Predictor Selection for CNN-based Statistical Downscaling of Monthly Precipitation

Convolutional neural networks (CNNs) have been widely studied and found to obtain favorable results in statistical downscaling to derive high-resolution climate variables from large-scale coarse general circulation models (GCMs). However, there is a lack of research exploring the predictor selection for CNN modeling. This paper presents an effective and efficient greedy elimination algorithm to address this problem. The algorithm has three main steps: predictor importance attribution, predictor removal, and CNN retraining, which are performed sequentially and iteratively. The importance of individual predictors is measured by a gradient-based importance metric computed by a CNN backpropagation technique, which was initially proposed for CNN interpretation.
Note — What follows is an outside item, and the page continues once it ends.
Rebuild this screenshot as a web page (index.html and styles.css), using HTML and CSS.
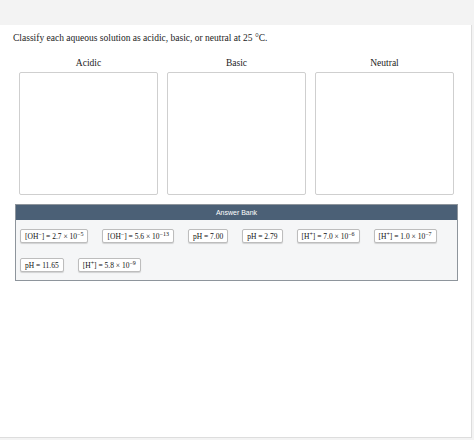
FILE: index.html
```html
<!DOCTYPE html>
<html lang="en">
<head>
  <meta charset="UTF-8">
  <meta name="viewport" content="width=device-width, initial-scale=1.0">
  <title>Classify Solutions</title>
  <link rel="stylesheet" href="styles.css">
</head>
<body>
  <div class="question">
    <p class="prompt">Classify each aqueous solution as acidic, basic, or neutral at 25 °C.</p>

    <div class="bins">
      <div class="bin">
        <div class="bin-title">Acidic</div>
        <div class="bin-drop"></div>
      </div>
      <div class="bin">
        <div class="bin-title">Basic</div>
        <div class="bin-drop"></div>
      </div>
      <div class="bin">
        <div class="bin-title">Neutral</div>
        <div class="bin-drop"></div>
      </div>
    </div>

    <div class="bank">
      <div class="bank-header">Answer Bank</div>
      <div class="bank-items">
        <span class="chip">[OH<sup>−</sup>] = 2.7 × 10<sup>−5</sup></span>
        <span class="chip">[OH<sup>−</sup>] = 5.6 × 10<sup>−13</sup></span>
        <span class="chip">pH = 7.00</span>
        <span class="chip">pH = 2.79</span>
        <span class="chip">[H<sup>+</sup>] = 7.0 × 10<sup>−6</sup></span>
        <span class="chip">[H<sup>+</sup>] = 1.0 × 10<sup>−7</sup></span>
        <span class="chip">pH = 11.65</span>
        <span class="chip">[H<sup>+</sup>] = 5.8 × 10<sup>−9</sup></span>
      </div>
    </div>
  </div>
</body>
</html>
```

FILE: styles.css
```css
body {
  margin: 0;
  background-color: #f3f3f3;
  font-family: 'Liberation Serif', 'Times New Roman', serif;
  color: #222;
}

.question {
  width: 471px;
  height: 411px;
  margin-top: 25px;
  background-color: #ffffff;
  border-right: 1px solid #dddddd;
  border-bottom: 1px solid #dddddd;
  padding-top: 1px;
  box-sizing: content-box;
}

.prompt {
  margin: 6px 0 0 13px;
  font-size: 9.5px;
  line-height: 12px;
}

.bins {
  display: flex;
  gap: 9px;
  margin: 13px 0 0 19px;
  width: 435px;
}

.bin {
  flex: 1;
}

.bin-title {
  text-align: center;
  font-size: 9.5px;
  line-height: 12px;
  margin-bottom: 3px;
}

.bin-drop {
  height: 121px;
  border: 1px solid #cfcfcf;
  border-radius: 2px;
}

.bank {
  width: 441px;
  margin: 9px 0 0 15px;
  border: 1px solid #8e959c;
  background-color: #f5f6f7;
}

.bank-header {
  background-color: #4b6076;
  color: #ffffff;
  font-family: 'Liberation Sans', Arial, sans-serif;
  font-size: 7px;
  line-height: 15px;
  text-align: center;
}

.bank-items {
  display: flex;
  flex-wrap: wrap;
  column-gap: 14px;
  row-gap: 15px;
  padding: 9px 4px 8px 4px;
}

.chip {
  display: inline-block;
  height: 14px;
  padding: 0 4px;
  background-color: #ffffff;
  border: 1px solid #bdbdbd;
  border-radius: 2px;
  box-shadow: 0 1px 1px rgba(0, 0, 0, 0.15);
  font-size: 7.5px;
  line-height: 14px;
  color: #111;
  white-space: nowrap;
  box-sizing: border-box;
}

.chip sup {
  font-size: 6px;
  line-height: 0;
  vertical-align: 3.5px;
}
```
The algorithm is tested on the CNN-based statistical downscaling of monthly precipitation with 20 candidate predictors and compared with a correlation analysis-based approach. Linear models are implemented as benchmarks. The experiments illustrate that the predictor selection solution can reduce the number of input predictors by more than half, improve the accuracy of both linear and CNN models, and outperform the correlation analysis method. Although the RMSE (root-mean-square error) is reduced by only 0.8%, only 9 out of 20 predictors are used to build the CNN, and the FLOPs (Floating Point Operations) decrease by 20.4%. The results imply that the algorithm can find subset predictors that correlate more to the monthly precipitation of the target area and seasons in a nonlinear way. It is worth mentioning that the algorithm is compatible with other CNN models with stacked variables as input and has the potential for nonlinear correlation predictor selection.